__MATERIAL__:
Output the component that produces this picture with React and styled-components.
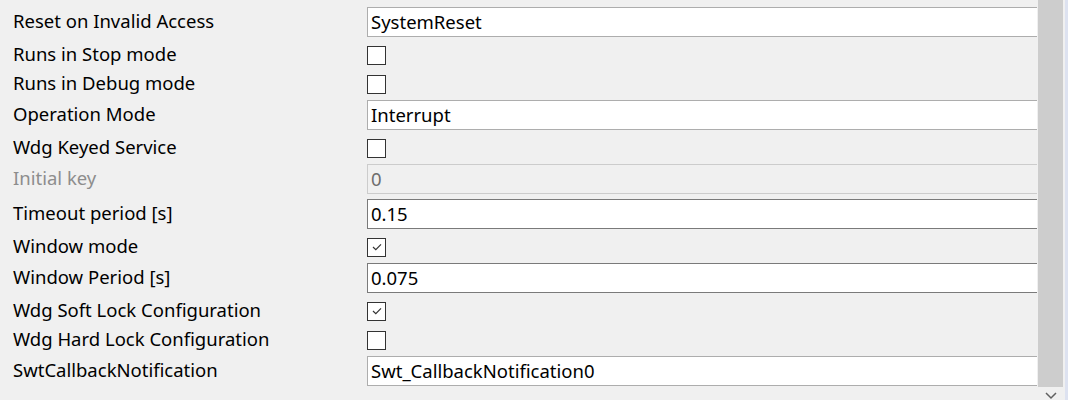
import React from "react";
import styled, { createGlobalStyle } from "styled-components";

const GlobalStyle = createGlobalStyle`
  html, body {
    margin: 0;
    padding: 0;
    background: #f0f0f0;
  }
  body {
    font-family: "Noto Sans", "Liberation Sans", sans-serif;
  }
`;

const rows = [
  { label: "Reset on Invalid Access", type: "combo", value: "SystemReset" },
  { label: "Runs in Stop mode", type: "check", checked: false },
  { label: "Runs in Debug mode", type: "check", checked: false },
  { label: "Operation Mode", type: "combo", value: "Interrupt" },
  { label: "Wdg Keyed Service", type: "check", checked: false },
  { label: "Initial key", type: "text", value: "0", disabled: true },
  { label: "Timeout period [s]", type: "text", value: "0.15" },
  { label: "Window mode", type: "check", checked: true },
  { label: "Window Period [s]", type: "text", value: "0.075" },
  { label: "Wdg Soft Lock Configuration", type: "check", checked: true },
  { label: "Wdg Hard Lock Configuration", type: "check", checked: false },
  { label: "SwtCallbackNotification", type: "combo", value: "Swt_CallbackNotification0" },
];

const App = () => {
  return (
    <>
      <GlobalStyle />
      <Window>
        <Content>
          <Form>
            {rows.map((row) => (
              <Row key={row.label} $check={row.type === "check"}>
                <Label $disabled={row.disabled}>{row.label}</Label>
                {row.type === "check" ? (
                  <CheckBox>
                    {row.checked && (
                      <svg width="10" height="8" viewBox="0 0 10 8">
                        <path d="M1 4 L3.8 6.6 L9 1.4" fill="none" stroke="#333" strokeWidth="1.2" />
                      </svg>
                    )}
                  </CheckBox>
                ) : (
                  <Field $variant={row.disabled ? "disabled" : row.type}>{row.value}</Field>
                )}
              </Row>
            ))}
          </Form>
        </Content>
        <ScrollBar>
          <Thumb />
          <ArrowDown>
            <svg width="12" height="8" viewBox="0 0 12 8">
              <path d="M1 1 L6 6 L11 1" fill="none" stroke="#606060" strokeWidth="1.5" />
            </svg>
          </ArrowDown>
        </ScrollBar>
        <EdgeStrip />
      </Window>
    </>
  );
};

export default App;

const Window = styled.div`
  display: flex;
  width: 1068px;
  height: 400px;
  overflow: hidden;
  background: #f0f0f0;
`;
const Content = styled.div`
  flex: 1;
  overflow: hidden;
`;
const Form = styled.div`
  display: flex;
  flex-direction: column;
  gap: 5px;
  padding: 7px 0 0 13px;
`;
const Row = styled.div`
  display: grid;
  grid-template-columns: 354px 1fr;
  align-items: center;
  height: ${(p) => (p.$check ? "24px" : "30px")};
`;
const Label = styled.div`
  font-size: 18.5px;
  line-height: 24px;
  padding-bottom: 2px;
  color: ${(p) => (p.$disabled ? "#8d8d8d" : "#000")};
  white-space: nowrap;
`;
const Field = styled.div`
  box-sizing: border-box;
  height: 30px;
  margin-right: -4px;
  padding: 0 3px 2px;
  display: flex;
  align-items: center;
  font-size: 18.5px;
  white-space: nowrap;
  background: ${(p) => (p.$variant === "disabled" ? "#f0f0f0" : "#fff")};
  color: ${(p) => (p.$variant === "disabled" ? "#6d6d6d" : "#000")};
  border: 1px solid
    ${(p) =>
      p.$variant === "combo" ? "#adadad" : p.$variant === "disabled" ? "#cccccc" : "#7a7a7a"};
`;
const CheckBox = styled.span`
  box-sizing: border-box;
  width: 19px;
  height: 19px;
  border: 1px solid #333;
  background: #fff;
  display: flex;
  align-items: center;
  justify-content: center;
`;
const ScrollBar = styled.div`
  position: relative;
  width: 28px;
  flex-shrink: 0;
  padding: 0 2px 0 1px;
  box-sizing: border-box;
  background: #f0f0f0;
  display: flex;
  flex-direction: column;
`;
const Thumb = styled.div`
  height: 389px;
  background: #cdcdcd;
`;
const ArrowDown = styled.div`
  display: flex;
  justify-content: center;
  padding-top: 5px;
`;
const EdgeStrip = styled.div`
  width: 3px;
  flex-shrink: 0;
  background: #dde2f0;
`;
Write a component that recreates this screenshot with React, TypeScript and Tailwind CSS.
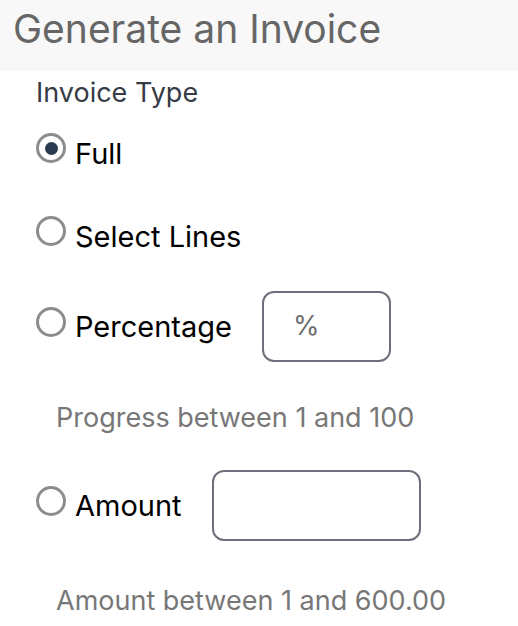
import { useState } from "react";

type Option = {
  id: string;
  label: string;
  input?: { width: string; placeholder?: string };
  help?: string;
};

const OPTIONS: Option[] = [
  { id: "full", label: "Full" },
  { id: "lines", label: "Select Lines" },
  {
    id: "percentage",
    label: "Percentage",
    input: { width: "w-[129px]", placeholder: "%" },
    help: "Progress between 1 and 100",
  },
  {
    id: "amount",
    label: "Amount",
    input: { width: "w-[209px]" },
    help: "Amount between 1 and 600.00",
  },
];

function Radio({ checked }: { checked: boolean }) {
  return (
    <span className="mb-[10px] flex h-[30px] w-[30px] shrink-0 items-center justify-center rounded-full border-[3px] border-[#8c8c8c] bg-white">
      {checked && <span className="h-[13px] w-[13px] rounded-full bg-[#2c3a4f]" />}
    </span>
  );
}

export default function App() {
  const [type, setType] = useState("full");

  return (
    <div className="min-h-[626px] w-[518px] bg-white font-['Inter','Liberation_Sans',sans-serif]">
      <div className="h-[71px] bg-[#f8f8f8] px-[13px] pt-[9px]">
        <h1 className="text-[39px] leading-none text-[#666666]">Generate an Invoice</h1>
      </div>
      <div className="pl-[36px]">
        <div className="mt-[8px] text-[27px] leading-none text-[#363b45]">Invoice Type</div>

        {/* radio options */}
        <div className="mt-[27px] flex flex-col">
          {OPTIONS.map((o, i) => (
            <div key={o.id} className={i === 0 ? "" : i === 1 ? "mt-[43px]" : i === 2 ? "mt-[35px]" : "mt-[39px]"}>
              <label
                className={`flex cursor-pointer items-center ${o.input ? "h-[71px]" : "h-[40px]"}`}
                onClick={() => setType(o.id)}
              >
                <Radio checked={type === o.id} />
                <span className="ml-[9px] text-[29px] leading-none text-black">{o.label}</span>
                {o.input && (
                  <span
                    className={`ml-[30px] flex h-[71px] items-center rounded-[12px] border-2 border-[#6c707a] px-[29px] text-[27px] text-[#6e6e6e] ${o.input.width}`}
                  >
                    {o.input.placeholder}
                  </span>
                )}
              </label>
              {o.help && (
                <div className={`pl-[20px] text-[27px] leading-none text-[#777777] ${i === 2 ? "mt-[42px]" : "mt-[46px]"}`}>
                  {o.help}
                </div>
              )}
            </div>
          ))}
        </div>
      </div>
    </div>
  );
}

__REQUEST__: Write out the records above exactly as they stand, leaving out every picture.

__FULL SOLUTION__:
Output the component that produces this picture with React and styled-components.
import React from "react";
import styled, { createGlobalStyle } from "styled-components";

const GlobalStyle = createGlobalStyle`
  html, body {
    margin: 0;
    padding: 0;
    background: #f0f0f0;
  }
  body {
    font-family: "Noto Sans", "Liberation Sans", sans-serif;
  }
`;

const rows = [
  { label: "Reset on Invalid Access", type: "combo", value: "SystemReset" },
  { label: "Runs in Stop mode", type: "check", checked: false },
  { label: "Runs in Debug mode", type: "check", checked: false },
  { label: "Operation Mode", type: "combo", value: "Interrupt" },
  { label: "Wdg Keyed Service", type: "check", checked: false },
  { label: "Initial key", type: "text", value: "0", disabled: true },
  { label: "Timeout period [s]", type: "text", value: "0.15" },
  { label: "Window mode", type: "check", checked: true },
  { label: "Window Period [s]", type: "text", value: "0.075" },
  { label: "Wdg Soft Lock Configuration", type: "check", checked: true },
  { label: "Wdg Hard Lock Configuration", type: "check", checked: false },
  { label: "SwtCallbackNotification", type: "combo", value: "Swt_CallbackNotification0" },
];

const App = () => {
  return (
    <>
      <GlobalStyle />
      <Window>
        <Content>
          <Form>
            {rows.map((row) => (
              <Row key={row.label} $check={row.type === "check"}>
                <Label $disabled={row.disabled}>{row.label}</Label>
                {row.type === "check" ? (
                  <CheckBox>
                    {row.checked && (
                      <svg width="10" height="8" viewBox="0 0 10 8">
                        <path d="M1 4 L3.8 6.6 L9 1.4" fill="none" stroke="#333" strokeWidth="1.2" />
                      </svg>
                    )}
                  </CheckBox>
                ) : (
                  <Field $variant={row.disabled ? "disabled" : row.type}>{row.value}</Field>
                )}
              </Row>
            ))}
          </Form>
        </Content>
        <ScrollBar>
          <Thumb />
          <ArrowDown>
            <svg width="12" height="8" viewBox="0 0 12 8">
              <path d="M1 1 L6 6 L11 1" fill="none" stroke="#606060" strokeWidth="1.5" />
            </svg>
          </ArrowDown>
        </ScrollBar>
        <EdgeStrip />
      </Window>
    </>
  );
};

export default App;

const Window = styled.div`
  display: flex;
  width: 1068px;
  height: 400px;
  overflow: hidden;
  background: #f0f0f0;
`;
const Content = styled.div`
  flex: 1;
  overflow: hidden;
`;
const Form = styled.div`
  display: flex;
  flex-direction: column;
  gap: 5px;
  padding: 7px 0 0 13px;
`;
const Row = styled.div`
  display: grid;
  grid-template-columns: 354px 1fr;
  align-items: center;
  height: ${(p) => (p.$check ? "24px" : "30px")};
`;
const Label = styled.div`
  font-size: 18.5px;
  line-height: 24px;
  padding-bottom: 2px;
  color: ${(p) => (p.$disabled ? "#8d8d8d" : "#000")};
  white-space: nowrap;
`;
const Field = styled.div`
  box-sizing: border-box;
  height: 30px;
  margin-right: -4px;
  padding: 0 3px 2px;
  display: flex;
  align-items: center;
  font-size: 18.5px;
  white-space: nowrap;
  background: ${(p) => (p.$variant === "disabled" ? "#f0f0f0" : "#fff")};
  color: ${(p) => (p.$variant === "disabled" ? "#6d6d6d" : "#000")};
  border: 1px solid
    ${(p) =>
      p.$variant === "combo" ? "#adadad" : p.$variant === "disabled" ? "#cccccc" : "#7a7a7a"};
`;
const CheckBox = styled.span`
  box-sizing: border-box;
  width: 19px;
  height: 19px;
  border: 1px solid #333;
  background: #fff;
  display: flex;
  align-items: center;
  justify-content: center;
`;
const ScrollBar = styled.div`
  position: relative;
  width: 28px;
  flex-shrink: 0;
  padding: 0 2px 0 1px;
  box-sizing: border-box;
  background: #f0f0f0;
  display: flex;
  flex-direction: column;
`;
const Thumb = styled.div`
  height: 389px;
  background: #cdcdcd;
`;
const ArrowDown = styled.div`
  display: flex;
  justify-content: center;
  padding-top: 5px;
`;
const EdgeStrip = styled.div`
  width: 3px;
  flex-shrink: 0;
  background: #dde2f0;
`;
Write a component that recreates this screenshot with React, TypeScript and Tailwind CSS.
import { useState } from "react";

type Option = {
  id: string;
  label: string;
  input?: { width: string; placeholder?: string };
  help?: string;
};

const OPTIONS: Option[] = [
  { id: "full", label: "Full" },
  { id: "lines", label: "Select Lines" },
  {
    id: "percentage",
    label: "Percentage",
    input: { width: "w-[129px]", placeholder: "%" },
    help: "Progress between 1 and 100",
  },
  {
    id: "amount",
    label: "Amount",
    input: { width: "w-[209px]" },
    help: "Amount between 1 and 600.00",
  },
];

function Radio({ checked }: { checked: boolean }) {
  return (
    <span className="mb-[10px] flex h-[30px] w-[30px] shrink-0 items-center justify-center rounded-full border-[3px] border-[#8c8c8c] bg-white">
      {checked && <span className="h-[13px] w-[13px] rounded-full bg-[#2c3a4f]" />}
    </span>
  );
}

export default function App() {
  const [type, setType] = useState("full");

  return (
    <div className="min-h-[626px] w-[518px] bg-white font-['Inter','Liberation_Sans',sans-serif]">
      <div className="h-[71px] bg-[#f8f8f8] px-[13px] pt-[9px]">
        <h1 className="text-[39px] leading-none text-[#666666]">Generate an Invoice</h1>
      </div>
      <div className="pl-[36px]">
        <div className="mt-[8px] text-[27px] leading-none text-[#363b45]">Invoice Type</div>

        {/* radio options */}
        <div className="mt-[27px] flex flex-col">
          {OPTIONS.map((o, i) => (
            <div key={o.id} className={i === 0 ? "" : i === 1 ? "mt-[43px]" : i === 2 ? "mt-[35px]" : "mt-[39px]"}>
              <label
                className={`flex cursor-pointer items-center ${o.input ? "h-[71px]" : "h-[40px]"}`}
                onClick={() => setType(o.id)}
              >
                <Radio checked={type === o.id} />
                <span className="ml-[9px] text-[29px] leading-none text-black">{o.label}</span>
                {o.input && (
                  <span
                    className={`ml-[30px] flex h-[71px] items-center rounded-[12px] border-2 border-[#6c707a] px-[29px] text-[27px] text-[#6e6e6e] ${o.input.width}`}
                  >
                    {o.input.placeholder}
                  </span>
                )}
              </label>
              {o.help && (
                <div className={`pl-[20px] text-[27px] leading-none text-[#777777] ${i === 2 ? "mt-[42px]" : "mt-[46px]"}`}>
                  {o.help}
                </div>
              )}
            </div>
          ))}
        </div>
      </div>
    </div>
  );
}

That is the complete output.